Though cells within a tissue may seem identical, the gene expression in each cell differs, and this heterogeneity impacts the function of the tissue as a whole. A report, published online this week in Nature Methods, describes an approach to unravel these molecular expression patterns in cells.
Cell-to-cell variation in gene and protein expression often drives the development and function of a tissue, but one cannot observe these single cell differences in population-wide analyses. Analyzing individual cells would be an option, but this is difficult because most single cells do not yield enough material for molecular analysis. Moreover, it can be difficult to know whether fluctuations in expression are due to real biological heterogeneity or experimental noise.
With a strategy called stochastic profiling, Joan Brugge and her team provide a solution for single-cell profiling. Instead of isolating just one cell, they randomly dissect pools of ten cells, which gives them enough material to analyze gene expression.
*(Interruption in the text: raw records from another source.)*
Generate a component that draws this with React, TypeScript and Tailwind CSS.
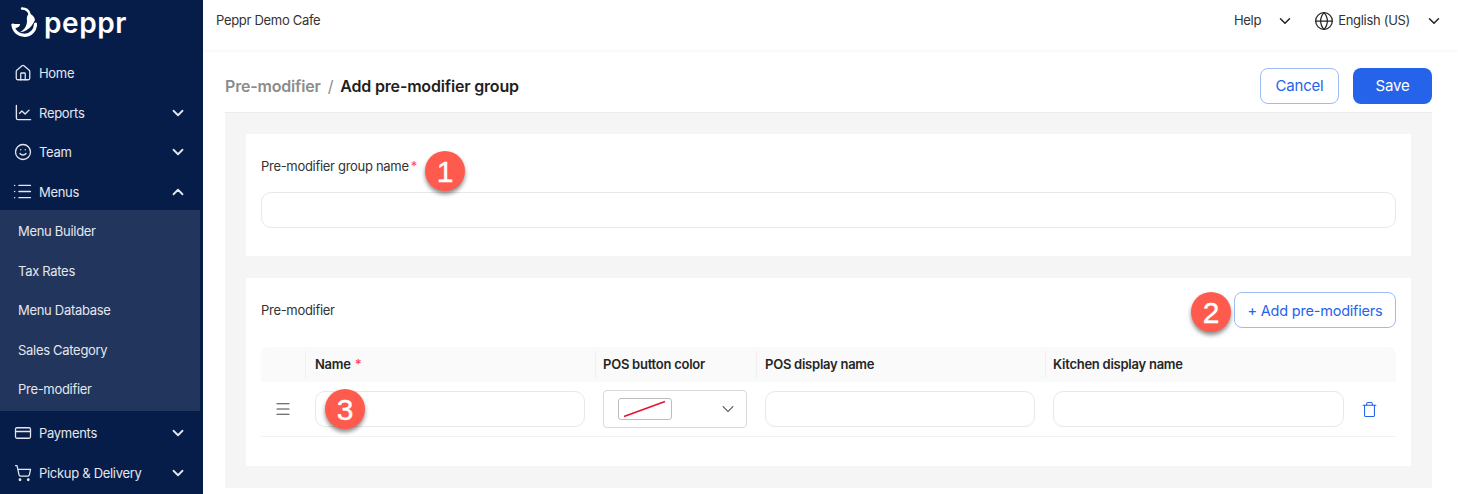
import React from "react";
import {
  ChevronDown,
  ChevronUp,
  CreditCard,
  Globe,
  House,
  List,
  Menu,
  ShoppingCart,
  Smile,
  Trash,
  ChartLine,
} from "lucide-react";

const font = "font-['Inter','Liberation_Sans',sans-serif]";
const small = "text-[13px] tracking-[-0.3px]";

function Logo() {
  return (
    <div className="flex h-[53.4px] items-start pl-[11px] pt-[7px]">
      <svg width="26" height="30" viewBox="0 0 26 30" fill="none" className="shrink-0">
        <path d="M11 1.500C14.500 1.500 17.500 3.500 18.500 7" stroke="#fff" strokeWidth="2.4" strokeLinecap="round" />
        <path d="M18 6.500C21.500 7.500 23.500 10 24 13C22 17 20 20.500 15 23.500C13 24.500 11 25 9 25C13 23 16 19 16 14C15.500 11 16 8 18 6.500Z" fill="#fff" />
        <path d="M2 18C3 25 8 28.300 13.500 28.300C20 28.300 24.500 23 24.500 17" stroke="#fff" strokeWidth="3.200" strokeLinecap="round" />
        <path d="M0.500 17H9C9 20 5.500 21.500 2.500 21Z" fill="#fff" />
      </svg>
      <span className="ml-[7px] mt-[2px] text-[28px] leading-[28px] font-semibold tracking-[0.6px] text-white">peppr</span>
    </div>
  );
}

function NavRow({ icon, label, open }: { icon: React.ReactNode; label: string; open?: boolean }) {
  return (
    <div className={`flex h-[39.6px] items-center pl-[14px] pr-[16px] text-[#e4e7ee] ${small}`}>
      <span className="flex w-[25px] shrink-0 justify-start">{icon}</span>
      <span className="flex-1 pt-[1.5px]">{label}</span>
      {open === undefined ? null : open ? (
        <ChevronUp size={18} strokeWidth={2.4} />
      ) : (
        <ChevronDown size={18} strokeWidth={2.4} />
      )}
    </div>
  );
}

function Sidebar() {
  const iconProps = { size: 18, strokeWidth: 1.7 };
  return (
    <aside className="flex w-[203px] shrink-0 flex-col bg-[#071d49]">
      <Logo />
      <NavRow icon={<House {...iconProps} />} label="Home" />
      <NavRow icon={<ChartLine size={19} strokeWidth={1.7} />} label="Reports" open={false} />
      <NavRow icon={<Smile {...iconProps} />} label="Team" open={false} />
      <NavRow icon={<List size={21} strokeWidth={1.7} className="-ml-[2px]" />} label="Menus" open />
      <div className="mr-[3px] -mt-[1.5px] bg-[#22355c] pt-[1px] pb-[1.7px]">
        {["Menu Builder", "Tax Rates", "Menu Database", "Sales Category", "Pre-modifier"].map((item) => (
          <div key={item} className={`flex h-[39.6px] items-center pl-[18px] pt-[1.5px] text-[#e4e7ee] ${small}`}>
            {item}
          </div>
        ))}
      </div>
      <div className="h-[2.2px]" />
      <NavRow icon={<CreditCard {...iconProps} />} label="Payments" open={false} />
      <NavRow icon={<ShoppingCart {...iconProps} />} label="Pickup & Delivery" open={false} />
    </aside>
  );
}

function Badge({ n, className }: { n: number; className: string }) {
  return (
    <div
      className={`absolute flex h-[40px] w-[40px] items-center justify-center rounded-full bg-[#ff5a4e] text-[30px] font-normal text-white shadow-[0_3px_4px_rgba(0,0,0,0.45)] [-webkit-text-stroke:0.35px_white] font-['Liberation_Sans',sans-serif] ${className}`}
    >
      {n}
    </div>
  );
}

function TextInput({ className = "" }: { className?: string }) {
  return <div className={`h-[36px] rounded-[10px] border border-[#e8e8e8] bg-white ${className}`} />;
}

function Header() {
  return (
    <header className={`flex h-[50px] shrink-0 items-center justify-between pb-[8px] pl-[13px] pr-[15px] text-[#333] shadow-[0_1px_3px_rgba(0,0,0,0.05)] ${small}`}>
      <span>Peppr Demo Cafe</span>
      <div className="flex items-center">
        <span>Help</span>
        <ChevronDown size={18} strokeWidth={2} className="ml-[15px] text-[#222]" />
        <Globe size={20} strokeWidth={1.5} className="ml-[20px] text-[#222]" />
        <span className="ml-[4px]">English (US)</span>
        <ChevronDown size={18} strokeWidth={2} className="ml-[15px] text-[#222]" />
      </div>
    </header>
  );
}

function TableHead() {
  const cols = [
    { label: "", pad: "pl-[9px]" },
    { label: "Name", pad: "pl-[9px]" },
    { label: "POS button color", pad: "pl-[7px]" },
    { label: "POS display name", pad: "pl-[8px]" },
    { label: "Kitchen display name", pad: "pl-[7px]" },
  ];
  return (
    <div className="grid h-[35px] grid-cols-[44px_290px_161px_289px_351px] items-center rounded-t-lg bg-[#fafafa] text-[13px] font-semibold tracking-[-0.25px] text-[#262626]">
      {cols.map((col, i) => (
        <div key={col.label} className={`flex h-[27px] items-center ${col.pad} ${i > 0 ? "border-l border-[#f0f0f0]" : ""}`}>
          {col.label}
          {col.label === "Name" && <span className="ml-[4px] text-[#ff4d4f]">*</span>}
        </div>
      ))}
    </div>
  );
}

function TableRow() {
  return (
    <div className="grid h-[55px] grid-cols-[44px_290px_161px_289px_351px] items-center border-b border-[#f3f3f3]">
      <div className="flex justify-center">
        <Menu size={18} strokeWidth={1.5} className="text-[#444]" />
      </div>
      <div className="px-[10px]">
        <TextInput />
      </div>
      <div className="pl-[8px] pr-[9px]">
        <div className="flex h-[38px] items-center justify-between rounded border border-[#d9d9d9] pl-[14px] pr-[8px]">
          <div className="h-[22px] w-[54px] rounded-[3px] border border-[#bdbdbd]">
            <svg viewBox="0 0 52 20" className="h-full w-full">
              <line x1="5" y1="17.500" x2="46" y2="2.500" stroke="#e8112d" strokeWidth="1.500" />
            </svg>
          </div>
          <ChevronDown size={20} strokeWidth={1.25} className="text-[#333]" />
        </div>
      </div>
      <div className="pl-[9px] pr-[10px]">
        <TextInput />
      </div>
      <div className="flex items-center pl-[8px]">
        <TextInput className="w-[291px]" />
        <Trash size={17} strokeWidth={1.5} className="ml-[17px] text-[#2563eb]" />
      </div>
    </div>
  );
}

export default function App() {
  return (
    <div className={`flex h-[494px] w-[1458px] overflow-hidden bg-white ${font}`}>
      <Sidebar />
      <main className="flex min-w-0 flex-1 flex-col">
        <Header />
        <div className="flex flex-col pl-[22px] pr-[26px]">
          <div className="flex h-[63px] items-center justify-between border-b border-[#ececec] pt-[9px]">
            <div className="text-[16px] font-semibold tracking-[-0.18px]">
              <span className="text-[#8c8c8c]">Pre-modifier</span>
              <span className="mx-[7px] font-normal text-[#8c8c8c]">/</span>
              <span className="text-[#1f1f1f]">Add pre-modifier group</span>
            </div>
            <div className="flex gap-[14px] text-[15px] tracking-[-0.2px]">
              <button className="h-[36px] w-[79px] rounded-lg border border-[#9dbcf7] bg-white pt-[2px] text-[#2563eb]">Cancel</button>
              <button className="h-[36px] w-[79px] rounded-lg bg-[#2563eb] pt-[2px] text-white">Save</button>
            </div>
          </div>
          <div className="flex h-[375px] flex-col gap-[22px] bg-[#f5f5f5] px-[21px] pt-[21px]">
            <section className="relative h-[122px] bg-white px-[15px] pt-[23px]">
              <div className={`leading-[18px] text-[#333] ${small}`}>
                Pre-modifier group name<span className="ml-[2px] text-[#ff4d4f]">*</span>
              </div>
              <TextInput className="mt-[17px]" />
              <Badge n={1} className="left-[179px] top-[17px]" />
            </section>
            <section className="relative h-[188px] bg-white px-[15px] pt-[14px]">
              <div className="flex h-[36px] items-center justify-between">
                <span className={`pt-[2px] text-[#333] ${small}`}>Pre-modifier</span>
                <button className="h-[36px] w-[162px] rounded-lg border border-[#9dbcf7] bg-white pt-[2px] text-[14.5px] tracking-[-0.2px] text-[#2563eb]">
                  + Add pre-modifiers
                </button>
              </div>
              <div className="mt-[19px]">
                <TableHead />
                <TableRow />
              </div>
              <Badge n={2} className="left-[945px] top-[14px]" />
              <Badge n={3} className="left-[79px] top-[111px]" />
            </section>
          </div>
        </div>
      </main>
    </div>
  );
}
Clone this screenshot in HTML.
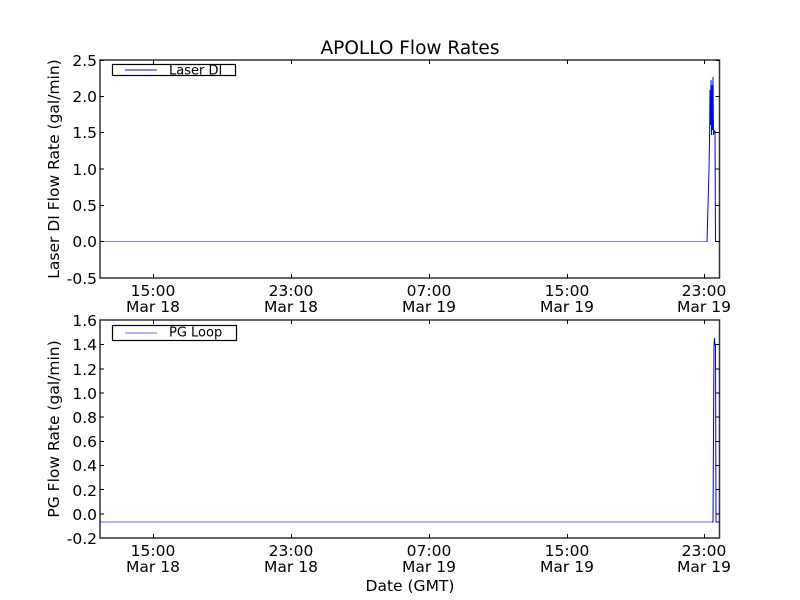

Heterogeneously expressed genes will have a wider expression distribution in the pool than genes that are expressed at the same level in every cell, thus allowing the identification of genes with varying expression patterns between cells. The researchers demonstrate the power of stochastic profiling by investigating a three-dimensional culture of breast epithelial cells and identify several molecular pathways, such as oxidative stress response, that differ from cell to cell. Once such pathways are identified, the fluctuations that influence the development of healthy and diseased tissue can be investigated.